No mais, “seria salutar para o próprio sistema que a confissão fosse tratada, em eventual e futura reformulação legislativa, como uma causa geral de diminuição de pena, reduzindo-a, por exemplo, de um sexto a um terço”, pois a confissão, na prática, não traz qualquer ou quase nenhum benefício ao acusado. (DELMANTO, p. 303). Se, por questão de política-criminal é considerada um “serviço à justiça”, nada mais justo de que beneficiar aquele que confessa para ter sua pena reduzida, independentemente se fixada no mínimo legal ou se espontâneo.

Portanto, essa circunstância legal genérica é direito subjetivo do réu. Fundamenta-se na política-criminal, a fim de facilitar a apuração da autoria do crime e evitar erros judiciários. Para sua incidência, é necessário o preenchimento simultâneo de dois únicos requisitos: a) que a confissão da autoria seja espontânea e b) seja perante autoridade criminal. A cobrança de outro requisito (como por exemplo, os motivos da retratação) é ilícita, pois o que a lei não exige, não pode o julgador obrigar o agente a cumprir.
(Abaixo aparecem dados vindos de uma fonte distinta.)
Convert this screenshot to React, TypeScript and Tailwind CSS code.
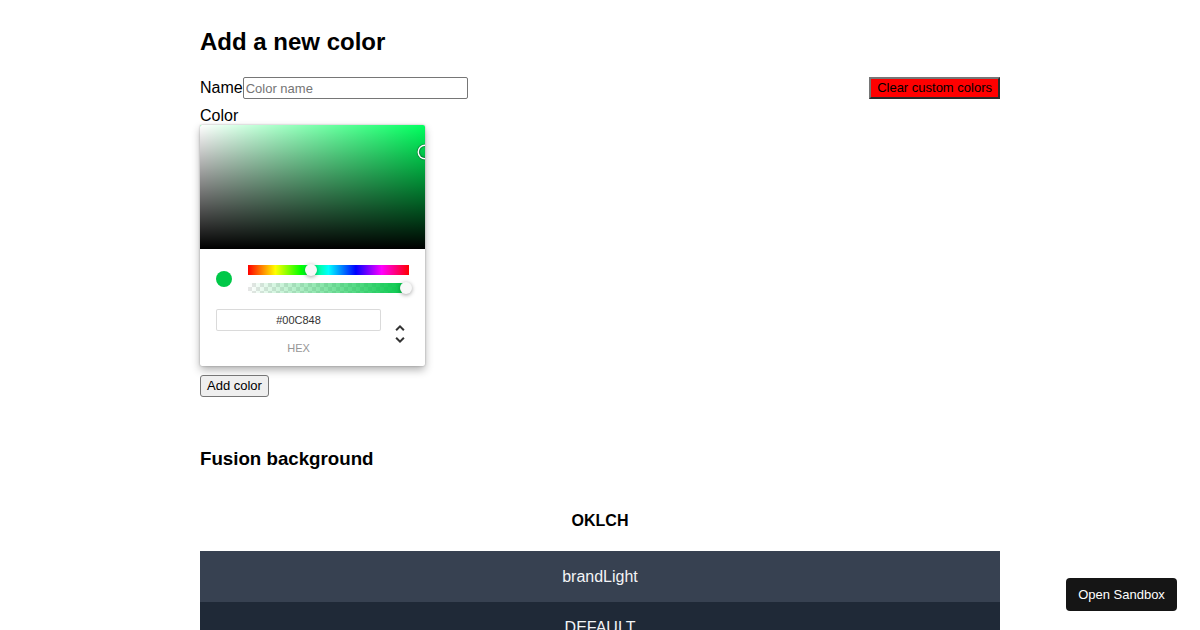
import React from "react";

const font = { fontFamily: '"Liberation Sans", Arial, sans-serif' };

function ChromePicker() {
  return (
    <div className="w-[225px] bg-white rounded-[2px] shadow-[0_0_2px_rgba(0,0,0,0.3),0_4px_8px_rgba(0,0,0,0.3)]">
      <div className="relative h-[124px] overflow-hidden rounded-t-[2px] bg-[hsl(142,100%,50%)]">
        <div className="absolute inset-0 bg-[linear-gradient(to_right,#fff,rgba(255,255,255,0))]" />
        <div className="absolute inset-0 bg-[linear-gradient(to_top,#000,rgba(0,0,0,0))]" />
        <div className="absolute left-full top-[21.6%] w-3 h-3 -translate-x-1/2 -translate-y-1/2 rounded-full shadow-[0_0_0_1.5px_#fff,inset_0_0_1px_1px_rgba(0,0,0,0.3),0_0_1px_2px_rgba(0,0,0,0.4)]" />
      </div>
      <div className="px-4 pt-4 pb-3">
        <div className="flex">
          <div className="w-8 shrink-0">
            <div className="mt-[6px] w-4 h-4 rounded-full bg-[#00C848]" />
          </div>
          <div className="flex-1">
            <div className="relative h-[10px] mb-2 bg-[linear-gradient(to_right,#f00_0%,#ff0_17%,#0f0_33%,#0ff_50%,#00f_67%,#f0f_83%,#f00_100%)]">
              <div className="absolute left-[39.4%] top-[-1px] w-3 h-3 -translate-x-1/2 rounded-full bg-[#f8f8f8] shadow-[0_1px_4px_rgba(0,0,0,0.37)]" />
            </div>
            <div className="relative h-[10px]">
              <div className="absolute inset-0 bg-white bg-[linear-gradient(45deg,#e6e6e6_25%,transparent_25%,transparent_75%,#e6e6e6_75%),linear-gradient(45deg,#e6e6e6_25%,transparent_25%,transparent_75%,#e6e6e6_75%)] bg-[length:8px_8px] bg-[position:0_0,4px_4px]" />
              <div className="absolute inset-0 bg-[linear-gradient(to_right,rgba(0,200,72,0),rgb(0,200,72))]" />
              <div className="absolute left-[98%] top-[-1px] w-3 h-3 -translate-x-1/2 rounded-full bg-[#f8f8f8] shadow-[0_1px_4px_rgba(0,0,0,0.37)]" />
            </div>
          </div>
        </div>
        <div className="flex pt-4">
          <div className="flex-1">
            <div className="h-[22px] rounded-[2px] shadow-[inset_0_0_0_1px_#dadada] text-[11px] text-[#333] flex items-center justify-center">
              #00C848
            </div>
            <div className="mt-3 text-[11px] leading-[11px] text-[#969696] text-center uppercase">hex</div>
          </div>
          <div className="w-[28px] relative">
            <svg viewBox="0 0 24 24" className="absolute right-[-4px] top-[12px] w-[26px] h-[26px] border border-transparent">
              <path fill="#333" d="M12,18.17L8.83,15L7.42,16.41L12,21L16.59,16.41L15.17,15M12,5.83L15.17,9L16.58,7.59L12,3L7.41,7.59L8.83,9L12,5.83Z" />
            </svg>
          </div>
        </div>
      </div>
    </div>
  );
}

export default function App() {
  return (
    <div className="min-h-[630px] bg-white text-black" style={font}>
      <div className="w-[800px] mx-auto pt-[26px]">
        <h2 className="text-2xl leading-8 font-bold">Add a new color</h2>
        <div className="mt-[19px] flex items-center justify-between">
          <div className="flex items-center">
            <span className="text-base leading-[22px]">Name</span>
            <input
              placeholder="Color name"
              className="w-[225px] h-[22px] border border-[#767676] rounded-[2px] px-[2px] text-[13px] placeholder:text-[#757575] outline-none"
              style={font}
            />
          </div>
          <button
            className="h-[22px] px-[6px] pb-[1px] bg-[#f00] text-[13px] border-2 border-t-[#767676] border-l-[#767676] border-b-[#2a2a2a] border-r-[#2a2a2a] leading-none"
            style={font}
          >
            Clear custom colors
          </button>
        </div>
        <div className="mt-[7px] text-base leading-[19px]">Color</div>
        <ChromePicker />
        <button
          className="mt-[9px] h-[22px] px-[6px] pb-[1px] bg-[#efefef] border border-[#767676] rounded-[3px] text-[13px] leading-none"
          style={font}
        >
          Add color
        </button>
        <h3 className="mt-[48px] text-[18.72px] leading-7 font-bold">Fusion background</h3>
        <div className="mt-[36px] text-center font-bold text-base leading-6">OKLCH</div>
        <div className="mt-[18px]">
          <div className="h-[51px] pt-[1px] bg-[#374151] text-[#f3f4f6] flex items-center justify-center text-base">brandLight</div>
          <div className="h-[51px] pt-[1px] bg-[#1f2937] text-[#f3f4f6] flex items-center justify-center text-base">DEFAULT</div>
        </div>
      </div>
      <button
        className="fixed right-[23px] bottom-[19px] w-[111px] h-[33px] rounded-[4px] bg-[#151515] text-white text-[13px]"
        style={font}
      >
        Open Sandbox
      </button>
    </div>
  );
}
Como se pôde observar, o tema da atenuante da confissão espontânea é demasiadamente complexo e encontra divergência doutrinária e jurisprudencial. Para a doutrina, o importante é interpretar a norma legal de acordo com sua finalidade teleológica (art. 5º,LICC), prevendo o real alcance e intenção da norma não incriminadora. Para a jurisprudência, é necessário que os Tribunais uniformizem seus julgados, seja por meio de súmulas ou por meio de incidente de uniformização de jurisprudência, a fim de evitar qualquer injustiça no caso concreto, dando segurança jurídica aos tutelados.

REFERÊNCIAS BIBLIOGRÁFICAS

CAPEZ, Fernando. Curso de Direito Penal: Parte Geral. 11. Ed. São Paulo: Saraiva, 2007. Vol. 1.

DELMANTO, Celso. E outros. Código Penal Comentado. 8. Ed. São Paulo: Saraiva, 2010.

DOTTI, René Ariel. Curso de Direito Penal: Parte Geral. 3. Ed. São Paulo: RT, 2010.

GUIMARÃES, Deocleciano Torrieri. Dicionário Técnico Jurídico. 9. Ed. São Paulo: Rideel, 2007.

JESUS, Damásio Evangelista de. Direito Penal: Parte Geral. 28. Ed. São Paulo: Saraiva, 2006. Vol. 1.

NUCCI, Guilherme de Souza. Individualização da Pena. 2. Ed. São Paulo: RT, 2007.